Code that builds pages:
•••
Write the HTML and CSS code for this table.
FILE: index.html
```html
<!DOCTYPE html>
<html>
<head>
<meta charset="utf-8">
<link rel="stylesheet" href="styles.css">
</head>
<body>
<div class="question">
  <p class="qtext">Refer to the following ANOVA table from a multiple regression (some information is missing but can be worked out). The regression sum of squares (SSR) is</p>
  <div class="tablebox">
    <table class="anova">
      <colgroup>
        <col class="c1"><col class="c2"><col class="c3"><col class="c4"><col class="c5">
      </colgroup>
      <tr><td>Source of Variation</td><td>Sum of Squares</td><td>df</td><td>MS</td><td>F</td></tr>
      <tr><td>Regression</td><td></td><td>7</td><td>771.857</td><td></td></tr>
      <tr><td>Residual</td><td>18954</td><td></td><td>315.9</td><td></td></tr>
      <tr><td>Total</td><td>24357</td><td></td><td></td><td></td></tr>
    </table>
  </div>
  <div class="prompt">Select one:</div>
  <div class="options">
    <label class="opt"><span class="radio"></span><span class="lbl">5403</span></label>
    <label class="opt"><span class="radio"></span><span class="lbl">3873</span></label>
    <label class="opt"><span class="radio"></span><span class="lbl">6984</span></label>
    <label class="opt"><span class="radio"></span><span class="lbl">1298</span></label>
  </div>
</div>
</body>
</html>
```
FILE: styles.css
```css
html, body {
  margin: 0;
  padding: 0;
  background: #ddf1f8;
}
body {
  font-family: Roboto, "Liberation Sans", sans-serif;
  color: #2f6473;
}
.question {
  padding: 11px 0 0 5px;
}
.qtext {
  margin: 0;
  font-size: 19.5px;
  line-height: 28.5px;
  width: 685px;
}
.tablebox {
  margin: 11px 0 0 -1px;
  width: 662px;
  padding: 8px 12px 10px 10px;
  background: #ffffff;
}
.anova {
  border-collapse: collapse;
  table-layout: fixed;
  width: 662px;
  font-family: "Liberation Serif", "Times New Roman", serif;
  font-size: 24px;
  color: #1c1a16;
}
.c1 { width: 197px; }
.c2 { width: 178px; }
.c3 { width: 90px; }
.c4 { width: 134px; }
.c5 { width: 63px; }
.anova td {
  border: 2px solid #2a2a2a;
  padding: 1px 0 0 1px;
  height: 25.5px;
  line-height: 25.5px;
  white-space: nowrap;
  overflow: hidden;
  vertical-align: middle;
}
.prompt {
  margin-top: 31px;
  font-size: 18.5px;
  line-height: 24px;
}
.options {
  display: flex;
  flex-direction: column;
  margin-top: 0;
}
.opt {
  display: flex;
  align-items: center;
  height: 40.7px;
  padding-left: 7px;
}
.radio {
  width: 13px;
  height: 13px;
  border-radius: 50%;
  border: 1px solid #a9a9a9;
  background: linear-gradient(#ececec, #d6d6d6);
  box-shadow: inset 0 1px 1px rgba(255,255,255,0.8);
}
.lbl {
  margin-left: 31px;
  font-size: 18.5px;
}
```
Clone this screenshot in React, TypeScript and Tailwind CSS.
•••
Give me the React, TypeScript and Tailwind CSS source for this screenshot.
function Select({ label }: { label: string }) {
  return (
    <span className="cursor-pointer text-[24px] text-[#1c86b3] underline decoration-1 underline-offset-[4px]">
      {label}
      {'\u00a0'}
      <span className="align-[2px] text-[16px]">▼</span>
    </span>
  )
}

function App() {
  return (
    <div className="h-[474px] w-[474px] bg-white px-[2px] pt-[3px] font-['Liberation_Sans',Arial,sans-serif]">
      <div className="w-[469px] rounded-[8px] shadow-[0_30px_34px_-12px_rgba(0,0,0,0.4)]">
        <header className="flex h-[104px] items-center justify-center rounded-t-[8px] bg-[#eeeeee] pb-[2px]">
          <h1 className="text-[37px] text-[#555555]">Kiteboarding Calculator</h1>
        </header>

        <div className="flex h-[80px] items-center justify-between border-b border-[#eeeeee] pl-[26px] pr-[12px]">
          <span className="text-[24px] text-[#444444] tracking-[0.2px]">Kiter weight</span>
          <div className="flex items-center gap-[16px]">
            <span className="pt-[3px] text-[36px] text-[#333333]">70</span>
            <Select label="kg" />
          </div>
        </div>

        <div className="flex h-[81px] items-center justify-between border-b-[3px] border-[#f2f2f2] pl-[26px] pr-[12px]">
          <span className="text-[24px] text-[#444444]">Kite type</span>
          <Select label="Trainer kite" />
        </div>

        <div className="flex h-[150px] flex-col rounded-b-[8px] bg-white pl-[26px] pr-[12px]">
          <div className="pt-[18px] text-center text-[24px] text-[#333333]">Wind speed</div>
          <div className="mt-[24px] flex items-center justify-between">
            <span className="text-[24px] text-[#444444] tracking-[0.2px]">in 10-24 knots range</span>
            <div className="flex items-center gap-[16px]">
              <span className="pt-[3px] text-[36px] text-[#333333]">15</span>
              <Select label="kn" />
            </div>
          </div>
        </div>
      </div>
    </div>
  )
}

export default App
•••
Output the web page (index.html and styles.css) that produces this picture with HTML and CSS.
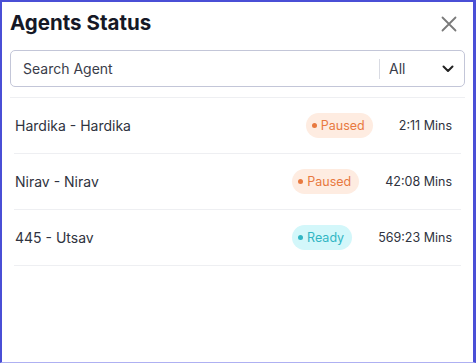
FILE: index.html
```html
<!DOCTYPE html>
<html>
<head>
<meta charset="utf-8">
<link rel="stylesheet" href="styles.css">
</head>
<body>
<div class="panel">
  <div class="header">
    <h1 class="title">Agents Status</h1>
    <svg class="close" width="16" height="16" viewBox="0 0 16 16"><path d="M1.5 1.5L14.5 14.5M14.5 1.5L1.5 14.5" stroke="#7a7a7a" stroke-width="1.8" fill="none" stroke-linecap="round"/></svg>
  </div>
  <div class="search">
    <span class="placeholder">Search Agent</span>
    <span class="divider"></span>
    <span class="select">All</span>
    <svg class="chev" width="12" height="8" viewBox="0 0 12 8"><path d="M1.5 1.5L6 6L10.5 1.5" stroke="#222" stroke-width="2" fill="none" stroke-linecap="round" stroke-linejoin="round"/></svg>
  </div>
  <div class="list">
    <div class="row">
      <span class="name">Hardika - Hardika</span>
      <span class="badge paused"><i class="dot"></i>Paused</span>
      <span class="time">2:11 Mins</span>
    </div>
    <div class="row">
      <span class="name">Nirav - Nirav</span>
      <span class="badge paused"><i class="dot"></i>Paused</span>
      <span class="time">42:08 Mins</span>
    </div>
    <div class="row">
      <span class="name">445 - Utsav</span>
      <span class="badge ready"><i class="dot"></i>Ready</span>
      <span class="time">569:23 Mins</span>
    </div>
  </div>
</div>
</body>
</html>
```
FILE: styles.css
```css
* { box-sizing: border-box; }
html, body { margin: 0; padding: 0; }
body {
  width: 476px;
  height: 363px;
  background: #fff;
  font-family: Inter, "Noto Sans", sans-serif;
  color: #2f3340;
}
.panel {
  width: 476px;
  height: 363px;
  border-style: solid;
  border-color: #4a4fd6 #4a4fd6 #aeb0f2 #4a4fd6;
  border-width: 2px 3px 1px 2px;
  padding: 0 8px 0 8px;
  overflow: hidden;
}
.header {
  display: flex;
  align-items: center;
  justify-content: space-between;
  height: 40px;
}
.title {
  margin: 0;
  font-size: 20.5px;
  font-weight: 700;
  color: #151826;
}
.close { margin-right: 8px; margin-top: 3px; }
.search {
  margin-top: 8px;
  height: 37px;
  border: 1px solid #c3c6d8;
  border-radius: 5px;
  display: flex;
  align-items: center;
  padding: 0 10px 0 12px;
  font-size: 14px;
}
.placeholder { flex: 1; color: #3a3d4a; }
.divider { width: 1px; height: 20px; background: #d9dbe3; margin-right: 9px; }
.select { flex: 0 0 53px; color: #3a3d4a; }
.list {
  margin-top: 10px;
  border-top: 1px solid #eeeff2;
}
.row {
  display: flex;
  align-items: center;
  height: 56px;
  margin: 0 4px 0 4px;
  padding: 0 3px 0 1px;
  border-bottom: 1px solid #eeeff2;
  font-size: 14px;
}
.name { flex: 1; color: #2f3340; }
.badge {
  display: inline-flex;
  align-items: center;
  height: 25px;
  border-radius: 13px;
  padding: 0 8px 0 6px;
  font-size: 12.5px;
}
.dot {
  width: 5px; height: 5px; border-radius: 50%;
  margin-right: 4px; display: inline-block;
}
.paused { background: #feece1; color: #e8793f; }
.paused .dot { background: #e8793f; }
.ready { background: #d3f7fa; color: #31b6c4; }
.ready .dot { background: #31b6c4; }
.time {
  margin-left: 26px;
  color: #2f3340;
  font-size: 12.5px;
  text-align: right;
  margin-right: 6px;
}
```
•••
— Your task —
Using the listing above, work out how many of its lines include "Tailwind", and give only the result.

— The response —
2